Head to Head: Benchmade 940 vs Bugout
It is not lost on me that the most popular knife video on my channel is a Benchmade duel, as I am outspokenly not a huge Benchmade fan. Everytime I say that, though, I feel the need to qualify the statement by saying that I don’t necessarily have any major issues with them – I just find them generally overpriced and by and large the designs don’t do it for me. However, there are exceptions to that second gripe, and the Bugout and 940 are two of them.
These two knives stand at the forefront of the Benchmade catalog for good reason. Both are lightweight, made of great steel, a perfect EDC size and are available in a wide variety of colors. There is something here for both the collector and the daily user – a balance that is very difficult to strike in both the knife and watch worlds. The action is enjoyable on each thanks to the smooth and familiar axis lock. In a very real sense, you can’t go wrong with either choice, which naturally means the level of troll that I get on YouTube from each side is unmatched.
Let’s start with the 940. I find this to be a very nice looking knife – and aesthetically I probably prefer it to the Bugout. The blade has a unique reverse-tanto point, combined with a sweeping top swedge that balloons out to a thick spine. The interesting tip design gives this blade legs that stretch for days – a huge 3.4″ sharpened length, making for a very efficient utility piece.
In the pocket, the 940 shines – with a wonderful (though upgraded – so keep that in mind) deep carry clip that keeps it tucked out of the way. At under 3oz, plus a handle thickness of only ~.41″, this is pretty much exactly what you want for daily carry. So, cut & carry are both almost taken care of at this point.
There are 2 disappointing things about the 940 that push me slightly towards the Bugout. First of all, the G10 scales on my version have no distinguishable texture, although in pictures it appears otherwise. That’s a super frustrating feature, especially on a material that performs so well when properly textured. For someone who sweats like a pig in the Deep South like myself, I need all the help I can get in the hot summers.
Secondly, and more concerning, the famous axis lock blade play. I’ve talked to several people over the last few years, and everyone has had a different experience with axis lock blade play, but everyone knew what I was referring to. And to be fair, I’ve experienced it with both the Bugout and 940 to some degree. But the 940 was significantly worse, and unlike the Bugout I was never able to get it properly tuned up. I either had an axis lock that would not close without intervention, or a blade that wobbled. I suspect that the reason the 940 seems to struggle with this more than the Bugout is that the blade is proportionally longer and thinner, and the axis lock mechanism is fairly narrow. The result is simple physics – not unlike the classic sagging gate arms you see in parking garages. There’s simply not enough substance holding the pivot together to prevent the blade from moving when pressure is applied side-to-side.

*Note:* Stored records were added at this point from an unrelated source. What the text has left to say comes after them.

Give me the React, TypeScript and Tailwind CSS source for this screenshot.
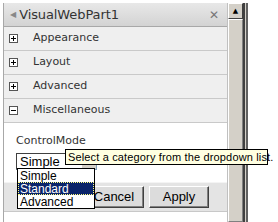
import { ChevronDown } from 'lucide-react';

const sections = ['Appearance', 'Layout', 'Advanced'];

const Box = ({ open }: { open?: boolean }) => (
  <div className="w-[9px] h-[9px] border border-[#555] bg-white relative shrink-0">
    <div className="absolute left-[1px] top-[3px] w-[5px] h-[1px] bg-black" />
    {!open && <div className="absolute left-[3px] top-[1px] w-[1px] h-[5px] bg-black" />}
  </div>
);

const WinButton = ({ label }: { label: string }) => (
  <div className="h-[22px] w-[60px] flex items-center justify-center bg-[#dcdcdc] border border-t-white border-l-white border-r-[#404040] border-b-[#404040] shadow-[inset_-1px_-1px_0_#808080] text-[13px] text-black font-['Liberation_Sans',sans-serif]">
    {label}
  </div>
);

export default function App() {
  return (
    <div className="w-[278px] h-[222px] bg-white flex overflow-hidden relative font-['DejaVu_Sans',sans-serif]">
      <div className="w-[3px] shrink-0" />
      <div className="w-[225px] shrink-0 mt-[3px] flex flex-col border-l border-[#a8a8a8] border-r border-r-[#c0c0c0]">
        <div className="h-[24px] flex items-center bg-gradient-to-b from-[#e8e8e8] to-[#d3d3d3] border-b border-[#a8a8a8]">
          <span className="ml-[6px] text-[8px] text-[#888] leading-none">◀</span>
          <span className="ml-[3px] text-[13px] text-[#333] tracking-[-0.1px]">VisualWebPart1</span>
          <span className="ml-auto mr-[8px] text-[#777] text-[12px] font-bold leading-none">✕</span>
        </div>
        {sections.map((s) => (
          <div key={s} className="h-[24px] flex items-center bg-[#efefef] border-b border-[#c9c9c9] pl-[5px]">
            <Box />
            <span className="ml-[15px] text-[11px] text-[#333]">{s}</span>
          </div>
        ))}
        <div className="h-[24px] flex items-center bg-[#efefef] border-b border-[#c9c9c9] pl-[5px]">
          <Box open />
          <span className="ml-[15px] text-[11px] text-[#333]">Miscellaneous</span>
        </div>
        <div className="flex-1 flex flex-col pl-[12px] pt-[11px]">
          <div className="text-[11px] text-[#333] leading-[13px]">ControlMode</div>
          <div className="mt-[6px] w-[81px] h-[17px] border border-[#7f9db9] border-l-[#404040] border-t-[#404040] bg-white flex items-center">
            <span className="ml-[3px] text-[13px] text-black font-['Liberation_Sans',sans-serif]">Simple</span>
            <div className="ml-auto w-[15px] h-full bg-[#d4d0c8] flex items-center justify-center border-l border-white">
              <ChevronDown size={10} />
            </div>
          </div>
        </div>
        <div className="h-[30px] mb-[10px] bg-[#e4e4e4] border-t border-[#f4f4f4] border-b border-b-[#c8c8c8] flex items-center justify-end gap-[5px] pr-[18px]">
          <WinButton label="OK" />
          <WinButton label="Cancel" />
          <WinButton label="Apply" />
        </div>
      </div>
      <div className="w-[15px] shrink-0 mt-[3px] flex flex-col bg-[#d4d0c8]">
        <div className="h-[16px] flex items-center justify-center border border-t-white border-l-white border-r-[#404040] border-b-[#404040]">
          <span className="text-[7px] leading-none">▲</span>
        </div>
        <div className="flex-1 border border-t-white border-l-white border-r-[#808080] border-b-[#808080]" />
      </div>
      <div className="w-[2px] shrink-0 bg-[#404040] mt-[3px]" />
      <div className="w-[1px] shrink-0 bg-[#d4d0c8] mt-[3px]" />
      <div className="w-[2px] shrink-0 bg-[#606060] mt-[3px]" />

      <div className="absolute left-[65px] top-[149px] h-[16px] w-[203px] px-[2px] bg-[#ffffe1] border border-black flex items-center text-[11px] tracking-[0.15px] text-black whitespace-nowrap leading-none font-['Liberation_Sans',sans-serif]">
        Select a category from the dropdown list.
      </div>

      <div className="absolute left-[17px] top-[168px] w-[78px] border border-black bg-white text-[12px] font-['Liberation_Sans',sans-serif]">
        <div className="pl-[2px] h-[13px] flex items-center overflow-hidden leading-none">Simple</div>
        <div className="pl-[2px] h-[13px] flex items-center overflow-hidden leading-none bg-[#0a246a] text-white outline-1 outline-dotted outline-[#ffff80] -outline-offset-1">Standard</div>
        <div className="pl-[2px] h-[13px] flex items-center overflow-hidden leading-none">Advanced</div>
      </div>
    </div>
  );
}
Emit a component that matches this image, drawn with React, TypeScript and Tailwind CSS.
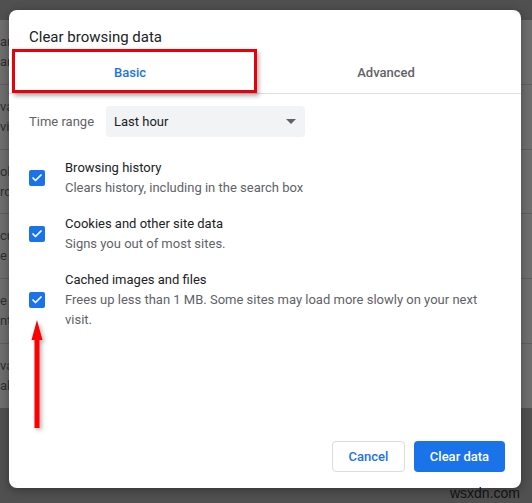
import { Check } from "lucide-react";

const bgRows = [
  ["ar", "ar"],
  ["va", "vie"],
  ["ok", "rd"],
  ["cu", "e"],
  ["e s", "nt"],
  ["va", "al"],
];

const items = [
  { title: "Browsing history", desc: "Clears history, including in the search box" },
  { title: "Cookies and other site data", desc: "Signs you out of most sites." },
  {
    title: "Cached images and files",
    desc: "Frees up less than 1 MB. Some sites may load more slowly on your next visit.",
  },
];

const Checkbox = () => (
  <div className="w-4 h-4 rounded-[2px] bg-[#1a73e8] flex items-center justify-center shrink-0">
    <Check className="w-3 h-3 text-white" strokeWidth={3.5} />
  </div>
);

export default function App() {
  return (
    <div className="relative w-[532px] h-[503px] overflow-hidden bg-[#505050] font-['Roboto',sans-serif]">
      {/* dimmed settings page behind the dialog */}
      <div className="pt-[20px]">
        <div className="h-[388px] bg-[#6e6e6e] flex flex-col">
          {bgRows.map((r, i) => (
            <div
              key={i}
              className={`flex-1 flex flex-col justify-center gap-[2px] text-[13px] leading-[18px] text-[#2e2e2e] ${
                i < bgRows.length - 1 ? "border-b border-[#5e5e5e]" : ""
              }`}
            >
              <span>{r[0]}</span>
              <span>{r[1]}</span>
            </div>
          ))}
        </div>
      </div>

      {/* dialog */}
      <div className="absolute left-[9px] top-[10px] w-[512px] h-[478px] bg-white rounded-[8px] shadow-[0_2px_10px_rgba(0,0,0,0.35)] flex flex-col">
        <h1 className="pt-[17px] px-5 text-[15px] leading-[20px] text-[#202124]">Clear browsing data</h1>

        <div className="mt-[4px] border-b border-[#e0e0e0]">
          <div className="flex -ml-[7px] h-[42px] pt-[2px] text-[13px] font-medium">
            <div className="w-[256px] flex items-center justify-center text-[#1a73e8]">Basic</div>
            <div className="w-[256px] flex items-center justify-center text-[#5f6368]">Advanced</div>
          </div>
        </div>

        <div className="mt-[12px] px-5 flex items-center h-[31px] text-[13px]">
          <span className="w-[77px] text-[#5f6368]">Time range</span>
          <div className="w-[199px] h-[31px] rounded-[4px] bg-[#f1f3f4] flex items-center justify-between pl-2 pr-[9px] text-[#202124]">
            <span>Last hour</span>
            <svg width="10" height="5" viewBox="0 0 10 5">
              <path d="M0 0h10L5 5z" fill="#5f6368" />
            </svg>
          </div>
        </div>

        <div className="mt-[21px] px-5 flex flex-col gap-4">
          {items.map((it) => (
            <div key={it.title} className="flex items-center gap-5 text-[13px] leading-[20px]">
              <Checkbox />
              <div className="pr-3">
                <p className="text-[#202124]">{it.title}</p>
                <p className="text-[#5f6368]">{it.desc}</p>
              </div>
            </div>
          ))}
        </div>

        <div className="mt-auto pb-4 pr-4 flex justify-end gap-[9px] text-[13px] font-medium">
          <button className="w-[73px] h-[31px] rounded-[4px] border border-[#dadce0] text-[#1a73e8] bg-white">
            Cancel
          </button>
          <button className="w-[91px] h-[31px] rounded-[4px] bg-[#1a73e8] text-white">Clear data</button>
        </div>
      </div>

      {/* annotation: red box round the Basic tab */}
      <div className="absolute left-[12px] top-[49px] w-[245px] h-[44px] border-[3px] border-[#e8000b] shadow-[2px_3px_4px_rgba(0,0,0,0.3)]" />

      {/* annotation: red arrow */}
      <svg
        className="absolute left-[31px] top-[320px] drop-shadow-[2px_2px_2px_rgba(0,0,0,0.3)]"
        width="12"
        height="108"
        viewBox="0 0 12 108"
      >
        <path d="M6 0L11.5 20H8.5V108H3.5V20H0.5Z" fill="#f00" />
      </svg>

      {/* watermark */}
      <span className="absolute right-[12px] bottom-[3px] font-['Liberation_Sans',Arial,sans-serif] text-[14px] leading-[14px] text-[#111]">
        wsxdn.com
      </span>
    </div>
  );
}
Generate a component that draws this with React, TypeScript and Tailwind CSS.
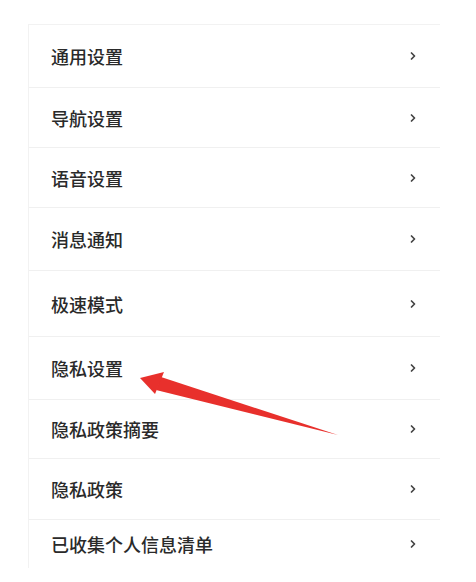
import { ChevronRight } from "lucide-react";

const items = [
  { label: "通用设置", h: 63 },
  { label: "导航设置", h: 60 },
  { label: "语音设置", h: 60 },
  { label: "消息通知", h: 63 },
  { label: "极速模式", h: 66 },
  { label: "隐私设置", h: 63 },
  { label: "隐私政策摘要", h: 59 },
  { label: "隐私政策", h: 61 },
  { label: "已收集个人信息清单", h: 48 },
];

function SettingsRow({ label, h, last }: { label: string; h: number; last: boolean }) {
  return (
    <div
      className={
        "flex items-center justify-between pl-[22px] pr-[21px] " +
        (last ? "" : "border-b border-[#f0f0f0]")
      }
      style={{ height: h }}
    >
      <span className="text-[18px] font-medium leading-none text-[#2a2a2a]">{label}</span>
      <ChevronRight className="h-[12px] w-[12px] text-[#444]" strokeWidth={3.5} />
    </div>
  );
}

export default function App() {
  return (
    <div
      className="relative h-[582px] w-[476px] overflow-hidden bg-white pl-[28px] pt-[24px]"
      style={{ fontFamily: '"Noto Sans CJK SC", "Noto Sans", sans-serif' }}
    >
      <div className="w-[412px] border-l border-t border-[#f2f2f2]">
        {items.map((item, i) => (
          <SettingsRow key={item.label} label={item.label} h={item.h} last={i === items.length - 1} />
        ))}
      </div>

      {/* red annotation arrow */}
      <svg className="pointer-events-none absolute left-0 top-0" width="476" height="582">
        <polygon points="338,435 161,377 156,390" fill="#e8302c" />
        <polygon points="140,378 164,372 155,394" fill="#e8302c" />
      </svg>
    </div>
  );
}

Now, quickly, to the Bugout. While much of the same feedback applies from the 940 review, the Bugout does have a few characteristics that (in my opinion), outshine the 940. As light as the 940 is, the Bugout is a full ounce less, coming it at just under 2oz. What! Now, before you call this a disadvantage and bemoan the thin plastic handle: hush. For 90% of us, the Bugout is just fine, and these “issues” are immaterial. Sometimes a lack of “Lynn Thompson”-ness in a knife is not a bad thing.
Additionally, the blade. Now, this is where it gets super subjective. I tend towards wider, slicey drop points over tanto’s, clip points, etc. There are plenty of guys who prefer the 940 precisely for its stouter blade – and that’s great. For me personally, I found the Bugout to be easier/more useful in most of my daily chores. You can’t go wrong with either, though, and both use one of my favorite steels – S30V.
At the end of the day, the comparisons between these two are probably not all *that* great. Yes, they’re both Benchmades, both in the same price ballpark and both general good EDC blades. But to be honest, they’re kind of different knives. I think the 940 would actually closer match up against the Kapara (if it was available in non-CF). But, as comparisons go, it’s not awful.
For me, the winner here is the Bugout. I carried both knives for a while, and I consistently went back to the Bugout. Fast forward a few years and honestly I don’t even carry it anymore, but it’s still an excellent piece.
Ok, have at me – call me a moron. I don’t know how to use knives, I’m woefully ignorant of the finer points of Benchmade and probably don’t actually use my tools like a real man. Except, I do. Scarcely a week goes by when I don’t have some new house or woodworking project going on, I fish, hike and camp regularly and my kids keep the flow of packages coming to the house that beg to be cut open. I truly do use my knives, and I highly value a lack of fuss when it comes to those pocket tools. Which is why I’ll probably skip both of these and head for a simple frame lock 🙂 Trolls, attack!!!